Leaders want pupils to understand why they learn what they do. All pupils have access to a well-developed and highly effective careers programme. Teachers aim to link lessons across the curriculum to possible careers. Pupils are well prepared for their next steps in education and beyond.


The arrangements for safeguarding are effective.

Leaders ensure that new staff are suitable to work in their school. Staff are well trained to spot signs that a pupil may be at risk of harm. Teachers know what to do if they have any concerns about a pupil. Teachers report concerns, however minor, to the specially trained safeguarding team. Staff know their pupils well and use this information to ensure pupils are safe.

Leaders keep oversight of pupils they know to be vulnerable.
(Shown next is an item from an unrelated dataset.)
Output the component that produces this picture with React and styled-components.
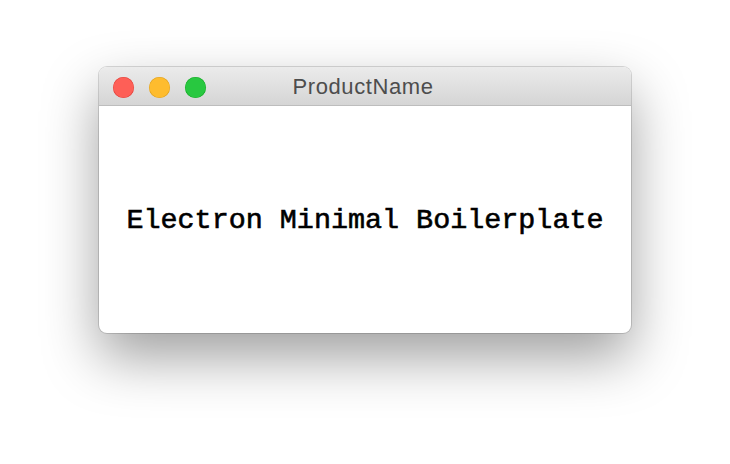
import styled, { createGlobalStyle } from 'styled-components';

const GlobalStyle = createGlobalStyle`
    html, body {
        margin:0;
        padding:0;
        background:#ffffff;
    }
`

const Page = styled.div`
    width:730px;
    height:464px;
    display:flex;
    justify-content:center;
    align-items:flex-start;
    padding-top:67px;
    box-sizing:border-box;
`

const Window = styled.div`
    width:532px;
    height:266px;
    display:flex;
    flex-direction:column;
    border-radius:8px;
    overflow:hidden;
    background:#ffffff;
    box-shadow: 0 0 0 1px rgba(0,0,0,0.14), 0 24px 55px rgba(0,0,0,0.38);
`

const TitleBar = styled.div`
    position:relative;
    height:39px;
    flex-shrink:0;
    display:flex;
    align-items:center;
    justify-content:center;
    background:linear-gradient(#ebebeb, #d5d5d5);
    border-bottom:1px solid #bdbdbd;
    box-sizing:border-box;
`

const Lights = styled.div`
    position:absolute;
    left:14px;
    top:10px;
    display:flex;
    gap:15px;
`

const Light = styled.span`
    width:21px;
    height:21px;
    border-radius:50%;
    background:${props => props.color};
    box-shadow: inset 0 0 0 0.5px ${props => props.edge};
`

const Title = styled.span`
    font-family:"Liberation Sans", Arial, sans-serif;
    font-size:22px;
    letter-spacing:0.6px;
    color:#4d4d4d;
    margin-right:4px;
    margin-top:2px;
`

const Content = styled.main`
    flex:1;
    display:flex;
    align-items:center;
    justify-content:center;
`

const Heading = styled.h1`
    margin:0;
    font-family:"Liberation Mono", "Courier New", monospace;
    font-weight:400;
    font-size:28.4px;
    -webkit-text-stroke:0.6px #000000;
    color:#000000;
    margin-top:1px;
`

const App = () => {
    return(
        <Page>
            <GlobalStyle/>
            <Window>
                <TitleBar>
                    <Lights>
                        <Light color="#fe5f57" edge="#e0443e"/>
                        <Light color="#febc2e" edge="#dea123"/>
                        <Light color="#28c840" edge="#1aab29"/>
                    </Lights>
                    <Title>ProductName</Title>
                </TitleBar>
                <Content>
                    <Heading>Electron Minimal Boilerplate</Heading>
                </Content>
            </Window>
        </Page>
    )
}

export default App;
They work well with external agencies, such as social services, to make sure that these pupils receive the support they need.

What does the school need to do to improve?

(Information for the school and appropriate authority)

The effective implementation of the curriculum seen in many subjects is not matched in all areas of the curriculum. The content of some subjects is not chosen and sequenced well. This is particularly so in French. Here, the plans do not support teachers to build on pupils’ prior knowledge. As a result, pupils’ understanding is insecure. Leaders need to ensure that the content of all subject plans is well chosen, carefully sequenced and delivered as intended. Leaders also need to make sure that subject leaders in these subject areas are skilled enough to do this and that teachers have the necessary subject knowledge. . Teachers use tests to check pupils’ knowledge after a series of lessons in some subjects, such as French and geography. However, they do not check if pupils are building on prior learning or are able to do more, know more and remember more over time. Leaders should ensure that teachers check pupils’ progression of skills, knowledge and understanding as they move through the school so that they become increasingly knowledgeable and skilful in these subjects.